As many of you know, rising labor costs and continued inflation continue to challenge the restaurant industry. A July 2023 poll by Restaurant365 representing all restaurant segments and 14,000 locations revealed the impact of both these challenges. Over 70% of respondents saw an increase in food costs from Q2 2022 to Q2 2023, with the average coming in at 13%.
In the world of labor, over 80% saw increasing costs, with an average increase of 8%. About 50% said recruiting and retaining staff was their biggest challenge in 2023.
Let’s explore how restaurants are facing these challenges and what the future holds.
In the 2023 poll, over 50% used better inventory tracking to reduce their cost of goods sold to counter rising food costs. As painful as it is, taking consistent inventory can result in considerable savings, providing powerful control of costs and theft prevention. If the current labor shortage makes this all but impossible, start with the most expensive and high-usage items. Watch these items closely until usage, ordering amounts, and timing are all dialed in.
Changing Menus to Increase Profits
Changing menus is another tact chefs and operators are taking to manage food costs. A Datassential report found that over 80% of consumers love or like hashbrowns. Yes, hashbrowns. And, with potato prices surging this year due to strong demand and declining production, you may wonder how this food group comes into play. Looking forward, an expected 7% drop in price is forecasted for the 2023 to 2024 marketing year.
Despite this segue into the land of delicately fried potatoes, one of the keys to increasing profits is tightening up your menu. Limiting your menu to your star dishes improves profits and enhances the guest experience. Another important consideration is pricing. Unfortunately, it’s a fine line between increasing menu prices due to rising food costs and losing traffic due to increasing prices.
The answer lies in F&B Insights. This platform offers the largest menu database in the world, enabling you to see what your competitors are doing and make changes to your menu and prices accordingly without affecting demand.
The Changing Environment
Consumers are beginning to change their dining preferences. Takeout sales dropped by just over 6%, while on-premise dining increased by over 9%. Delivery remained relatively unchanged. Do you know the trends occurring in your brand?
In July, the restaurant industry posted negative year-over-year growth for the fourth consecutive month, as reported by Nation’s Restaurant News. However, while the market continues to challenge economists, many with contradicting opinions and forecasts, the U.S. economy has proved resilient, and the potential for a recession in the near term is declining.
How did the big chains fair the last few years? Technomic reported that most chains added about eight locations. Some, however, did not fall on the side of expansion, with Subway showing the biggest decline, closing 571 units in 2022.
Controlling Labor Costs and Enticing Recruits
Over 53% of those surveyed increased wages to stay competitive and retain staff. The labor shortage, however, appears to be stabilizing with turnovers decreasing. Despite this, brands like Chipotle are going all in, gearing their recruiting efforts to social media content designed to appeal to the Gen Z population.
Another approach is Target Workforce.
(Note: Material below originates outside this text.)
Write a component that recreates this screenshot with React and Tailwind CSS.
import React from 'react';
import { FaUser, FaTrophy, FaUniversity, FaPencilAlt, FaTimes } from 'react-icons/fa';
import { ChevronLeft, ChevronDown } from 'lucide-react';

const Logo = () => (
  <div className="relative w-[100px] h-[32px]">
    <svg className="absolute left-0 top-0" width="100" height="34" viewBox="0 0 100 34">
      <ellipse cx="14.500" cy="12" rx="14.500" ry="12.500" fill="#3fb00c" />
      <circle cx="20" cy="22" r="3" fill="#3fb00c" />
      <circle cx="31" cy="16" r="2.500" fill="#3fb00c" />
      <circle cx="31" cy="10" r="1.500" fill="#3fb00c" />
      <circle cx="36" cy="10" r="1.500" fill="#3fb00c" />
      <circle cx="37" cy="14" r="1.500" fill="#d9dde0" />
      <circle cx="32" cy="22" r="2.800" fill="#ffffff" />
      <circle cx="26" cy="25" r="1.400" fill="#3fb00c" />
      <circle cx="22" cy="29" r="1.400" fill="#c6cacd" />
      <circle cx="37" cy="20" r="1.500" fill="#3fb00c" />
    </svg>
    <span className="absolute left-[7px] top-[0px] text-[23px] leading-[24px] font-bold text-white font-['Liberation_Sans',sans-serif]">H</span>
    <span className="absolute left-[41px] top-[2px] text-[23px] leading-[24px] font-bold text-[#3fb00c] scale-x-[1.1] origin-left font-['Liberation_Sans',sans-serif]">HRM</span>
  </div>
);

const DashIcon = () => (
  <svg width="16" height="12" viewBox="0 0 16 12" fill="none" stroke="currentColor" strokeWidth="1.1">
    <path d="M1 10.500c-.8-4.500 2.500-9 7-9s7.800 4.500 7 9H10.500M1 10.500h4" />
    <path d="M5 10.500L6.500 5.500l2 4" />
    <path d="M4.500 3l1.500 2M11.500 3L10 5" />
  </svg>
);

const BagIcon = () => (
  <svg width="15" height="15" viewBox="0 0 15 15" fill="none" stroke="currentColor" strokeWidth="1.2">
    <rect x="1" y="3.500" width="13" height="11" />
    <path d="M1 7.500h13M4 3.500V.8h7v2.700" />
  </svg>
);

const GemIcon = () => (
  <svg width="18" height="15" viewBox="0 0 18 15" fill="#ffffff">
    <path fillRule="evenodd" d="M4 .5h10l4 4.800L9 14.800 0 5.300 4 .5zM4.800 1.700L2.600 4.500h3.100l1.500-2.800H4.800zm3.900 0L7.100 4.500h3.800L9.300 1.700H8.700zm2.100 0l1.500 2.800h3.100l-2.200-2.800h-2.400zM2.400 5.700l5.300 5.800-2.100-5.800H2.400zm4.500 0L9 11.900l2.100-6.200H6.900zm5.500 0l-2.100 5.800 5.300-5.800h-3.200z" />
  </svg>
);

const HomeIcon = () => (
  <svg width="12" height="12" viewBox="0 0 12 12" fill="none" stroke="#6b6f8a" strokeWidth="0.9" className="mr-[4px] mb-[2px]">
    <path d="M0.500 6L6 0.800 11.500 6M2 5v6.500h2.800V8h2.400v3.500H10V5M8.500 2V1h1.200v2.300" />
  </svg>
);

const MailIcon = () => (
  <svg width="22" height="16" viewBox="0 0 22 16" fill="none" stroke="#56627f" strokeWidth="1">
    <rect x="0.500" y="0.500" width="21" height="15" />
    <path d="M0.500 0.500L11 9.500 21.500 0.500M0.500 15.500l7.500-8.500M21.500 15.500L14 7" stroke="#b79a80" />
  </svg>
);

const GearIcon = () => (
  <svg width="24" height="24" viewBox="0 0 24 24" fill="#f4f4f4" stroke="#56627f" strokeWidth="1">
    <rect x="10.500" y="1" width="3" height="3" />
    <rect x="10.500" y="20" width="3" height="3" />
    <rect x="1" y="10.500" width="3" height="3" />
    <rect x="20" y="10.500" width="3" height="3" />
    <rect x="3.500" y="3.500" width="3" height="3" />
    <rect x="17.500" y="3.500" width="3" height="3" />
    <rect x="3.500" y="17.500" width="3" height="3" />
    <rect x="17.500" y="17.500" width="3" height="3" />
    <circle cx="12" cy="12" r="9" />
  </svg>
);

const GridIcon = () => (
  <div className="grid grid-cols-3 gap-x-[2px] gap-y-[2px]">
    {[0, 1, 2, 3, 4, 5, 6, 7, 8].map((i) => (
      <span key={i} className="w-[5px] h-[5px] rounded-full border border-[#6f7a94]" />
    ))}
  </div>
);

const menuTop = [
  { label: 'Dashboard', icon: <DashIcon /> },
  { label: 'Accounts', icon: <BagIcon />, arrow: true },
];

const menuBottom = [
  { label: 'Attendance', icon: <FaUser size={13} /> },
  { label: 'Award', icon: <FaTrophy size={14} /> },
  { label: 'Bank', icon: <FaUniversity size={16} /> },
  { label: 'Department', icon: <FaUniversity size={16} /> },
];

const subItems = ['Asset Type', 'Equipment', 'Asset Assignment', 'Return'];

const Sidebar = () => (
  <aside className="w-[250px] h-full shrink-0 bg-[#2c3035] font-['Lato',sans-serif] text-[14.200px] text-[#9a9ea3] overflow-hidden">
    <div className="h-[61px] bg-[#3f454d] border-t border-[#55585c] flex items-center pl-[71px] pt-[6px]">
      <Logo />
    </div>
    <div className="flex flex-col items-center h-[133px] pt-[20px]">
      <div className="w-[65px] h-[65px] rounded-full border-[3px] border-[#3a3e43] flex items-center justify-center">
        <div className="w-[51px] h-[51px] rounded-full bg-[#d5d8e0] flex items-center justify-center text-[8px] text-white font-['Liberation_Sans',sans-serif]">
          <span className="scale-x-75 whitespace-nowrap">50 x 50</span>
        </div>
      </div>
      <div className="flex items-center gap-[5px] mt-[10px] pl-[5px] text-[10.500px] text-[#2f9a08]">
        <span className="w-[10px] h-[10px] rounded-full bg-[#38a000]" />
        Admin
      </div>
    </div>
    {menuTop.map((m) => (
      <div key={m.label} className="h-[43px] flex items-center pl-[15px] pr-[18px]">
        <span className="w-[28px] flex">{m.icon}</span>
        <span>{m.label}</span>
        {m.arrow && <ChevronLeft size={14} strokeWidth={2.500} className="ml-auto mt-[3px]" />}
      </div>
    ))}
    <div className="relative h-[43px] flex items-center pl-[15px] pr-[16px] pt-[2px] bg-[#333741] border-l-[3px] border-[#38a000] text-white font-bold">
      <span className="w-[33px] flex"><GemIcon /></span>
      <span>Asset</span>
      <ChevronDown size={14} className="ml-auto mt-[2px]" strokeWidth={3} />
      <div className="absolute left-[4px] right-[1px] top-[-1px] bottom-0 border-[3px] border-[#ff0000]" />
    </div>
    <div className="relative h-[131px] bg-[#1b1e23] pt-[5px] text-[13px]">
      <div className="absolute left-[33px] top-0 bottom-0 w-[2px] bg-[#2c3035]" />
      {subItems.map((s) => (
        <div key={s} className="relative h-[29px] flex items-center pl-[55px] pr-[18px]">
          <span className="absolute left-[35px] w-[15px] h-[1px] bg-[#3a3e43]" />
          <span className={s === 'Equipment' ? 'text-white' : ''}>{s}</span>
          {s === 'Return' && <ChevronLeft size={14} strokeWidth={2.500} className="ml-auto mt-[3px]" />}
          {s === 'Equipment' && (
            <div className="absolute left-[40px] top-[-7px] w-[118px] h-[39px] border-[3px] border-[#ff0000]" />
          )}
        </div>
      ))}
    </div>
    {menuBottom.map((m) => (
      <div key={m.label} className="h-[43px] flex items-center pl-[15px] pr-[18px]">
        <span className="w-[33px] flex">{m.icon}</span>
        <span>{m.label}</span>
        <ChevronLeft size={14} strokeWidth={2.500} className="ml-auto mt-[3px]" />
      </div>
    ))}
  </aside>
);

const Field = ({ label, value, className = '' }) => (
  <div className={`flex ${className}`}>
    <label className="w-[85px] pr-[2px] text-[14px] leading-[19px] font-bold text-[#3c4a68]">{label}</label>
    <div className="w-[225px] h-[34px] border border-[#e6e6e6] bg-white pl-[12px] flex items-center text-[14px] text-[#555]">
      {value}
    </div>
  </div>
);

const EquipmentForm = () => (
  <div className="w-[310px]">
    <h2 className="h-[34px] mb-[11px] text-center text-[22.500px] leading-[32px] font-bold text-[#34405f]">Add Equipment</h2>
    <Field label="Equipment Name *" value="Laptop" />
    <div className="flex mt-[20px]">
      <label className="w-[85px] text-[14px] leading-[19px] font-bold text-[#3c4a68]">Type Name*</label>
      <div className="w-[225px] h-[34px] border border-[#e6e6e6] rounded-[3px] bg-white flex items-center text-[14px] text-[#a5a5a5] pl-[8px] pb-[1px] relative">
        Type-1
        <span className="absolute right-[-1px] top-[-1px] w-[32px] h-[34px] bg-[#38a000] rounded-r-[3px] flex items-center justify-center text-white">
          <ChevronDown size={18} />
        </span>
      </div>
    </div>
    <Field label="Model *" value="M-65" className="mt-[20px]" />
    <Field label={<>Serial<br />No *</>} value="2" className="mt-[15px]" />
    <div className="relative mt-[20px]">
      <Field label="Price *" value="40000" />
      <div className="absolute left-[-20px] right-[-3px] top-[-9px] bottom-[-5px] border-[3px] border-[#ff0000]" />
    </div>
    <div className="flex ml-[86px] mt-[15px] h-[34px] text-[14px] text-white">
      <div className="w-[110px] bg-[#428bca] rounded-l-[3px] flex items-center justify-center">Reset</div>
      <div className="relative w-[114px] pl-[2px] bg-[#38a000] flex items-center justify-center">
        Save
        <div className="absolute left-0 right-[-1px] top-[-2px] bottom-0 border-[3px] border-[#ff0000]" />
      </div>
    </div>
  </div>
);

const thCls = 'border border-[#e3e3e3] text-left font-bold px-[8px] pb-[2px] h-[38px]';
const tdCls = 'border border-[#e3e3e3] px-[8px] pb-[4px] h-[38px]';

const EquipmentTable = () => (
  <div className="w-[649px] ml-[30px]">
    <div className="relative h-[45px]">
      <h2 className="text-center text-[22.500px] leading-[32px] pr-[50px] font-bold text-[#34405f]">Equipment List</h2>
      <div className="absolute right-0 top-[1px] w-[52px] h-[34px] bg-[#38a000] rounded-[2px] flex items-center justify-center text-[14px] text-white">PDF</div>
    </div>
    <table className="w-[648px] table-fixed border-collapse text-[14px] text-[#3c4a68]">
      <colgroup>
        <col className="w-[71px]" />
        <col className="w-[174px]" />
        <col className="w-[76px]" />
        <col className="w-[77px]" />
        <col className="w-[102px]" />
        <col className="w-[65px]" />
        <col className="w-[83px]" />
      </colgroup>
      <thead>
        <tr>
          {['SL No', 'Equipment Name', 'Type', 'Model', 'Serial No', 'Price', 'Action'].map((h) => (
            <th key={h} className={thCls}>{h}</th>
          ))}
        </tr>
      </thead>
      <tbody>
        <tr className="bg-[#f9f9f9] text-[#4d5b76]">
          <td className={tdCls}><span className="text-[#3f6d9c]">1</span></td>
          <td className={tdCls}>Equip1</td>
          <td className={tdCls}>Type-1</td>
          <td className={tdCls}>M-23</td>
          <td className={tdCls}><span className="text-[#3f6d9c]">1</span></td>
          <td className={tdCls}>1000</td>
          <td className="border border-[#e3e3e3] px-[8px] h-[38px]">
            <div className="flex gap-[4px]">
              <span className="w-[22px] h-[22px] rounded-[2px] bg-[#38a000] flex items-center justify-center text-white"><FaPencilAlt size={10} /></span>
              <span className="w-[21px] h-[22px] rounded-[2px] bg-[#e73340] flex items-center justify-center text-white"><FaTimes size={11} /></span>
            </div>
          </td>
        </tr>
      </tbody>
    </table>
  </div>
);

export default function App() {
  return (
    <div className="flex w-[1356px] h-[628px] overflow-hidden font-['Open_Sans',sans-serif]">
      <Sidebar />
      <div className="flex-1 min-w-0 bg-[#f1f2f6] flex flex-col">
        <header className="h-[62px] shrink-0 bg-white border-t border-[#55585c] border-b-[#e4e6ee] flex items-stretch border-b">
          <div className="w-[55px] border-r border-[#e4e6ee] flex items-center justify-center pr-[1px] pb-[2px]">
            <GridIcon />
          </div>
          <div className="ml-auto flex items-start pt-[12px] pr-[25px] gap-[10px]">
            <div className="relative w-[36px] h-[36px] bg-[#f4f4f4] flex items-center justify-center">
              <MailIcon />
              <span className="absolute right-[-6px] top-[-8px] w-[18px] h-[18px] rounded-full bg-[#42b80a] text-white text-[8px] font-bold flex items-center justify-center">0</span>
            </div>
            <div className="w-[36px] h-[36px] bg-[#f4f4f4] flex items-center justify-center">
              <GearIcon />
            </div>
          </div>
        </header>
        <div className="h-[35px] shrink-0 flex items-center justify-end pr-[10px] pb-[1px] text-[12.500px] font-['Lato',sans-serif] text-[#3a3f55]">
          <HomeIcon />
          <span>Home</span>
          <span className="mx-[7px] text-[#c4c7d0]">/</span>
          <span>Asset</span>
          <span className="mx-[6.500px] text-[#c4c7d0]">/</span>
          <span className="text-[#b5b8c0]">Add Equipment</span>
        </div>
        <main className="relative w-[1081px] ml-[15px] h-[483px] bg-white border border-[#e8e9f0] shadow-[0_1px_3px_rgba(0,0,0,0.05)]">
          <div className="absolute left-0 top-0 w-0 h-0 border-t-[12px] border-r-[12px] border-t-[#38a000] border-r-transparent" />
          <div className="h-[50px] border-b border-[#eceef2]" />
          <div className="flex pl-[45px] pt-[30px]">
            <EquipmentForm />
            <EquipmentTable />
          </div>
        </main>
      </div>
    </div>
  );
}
This proprietary technology uses advanced geo-location and mobile tracking to find qualified employees at the lowest recruiting costs.
While those in the restaurant industry have certainly faced their share of challenges, we’ve made it through another summer, and now it’s time to start preparing for the upcoming holidays. Does the fun never cease?
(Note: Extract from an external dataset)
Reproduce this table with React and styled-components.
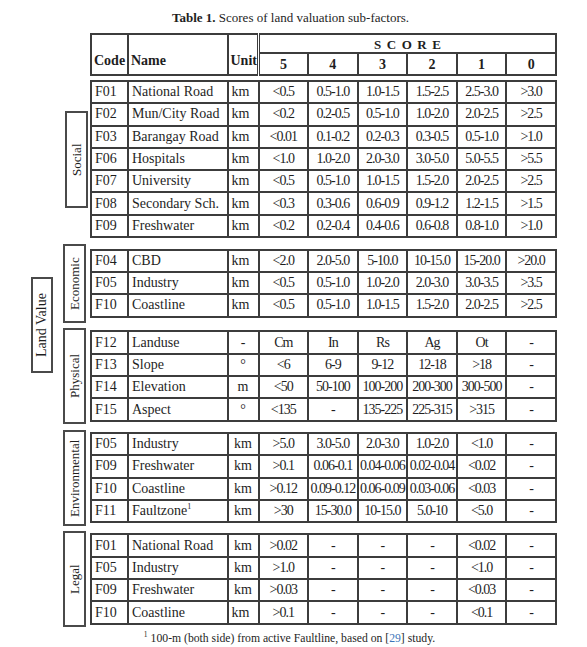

At EMERGING, our many divisions have one goal in mind: to optimize our partners’ growth and profits while minimizing risks. To learn more about F&B Insights, Target Workforce, or optimizing your growth strategy, contact EMERGING today.
How can I make my menu more profitable?
Menu engineering has been in effect for as long as there have been restaurants. In its simplest terms, it involves drawing attention to your highly profitable, popular dishes and eliminating items that fall on the other end of the spectrum.
How can restaurants reduce food costs?
In addition to trimming down your menu and keeping an eye on pricing, controlling portions can significantly counter increasing food costs. Use measuring tools and train your staff to use them consistently.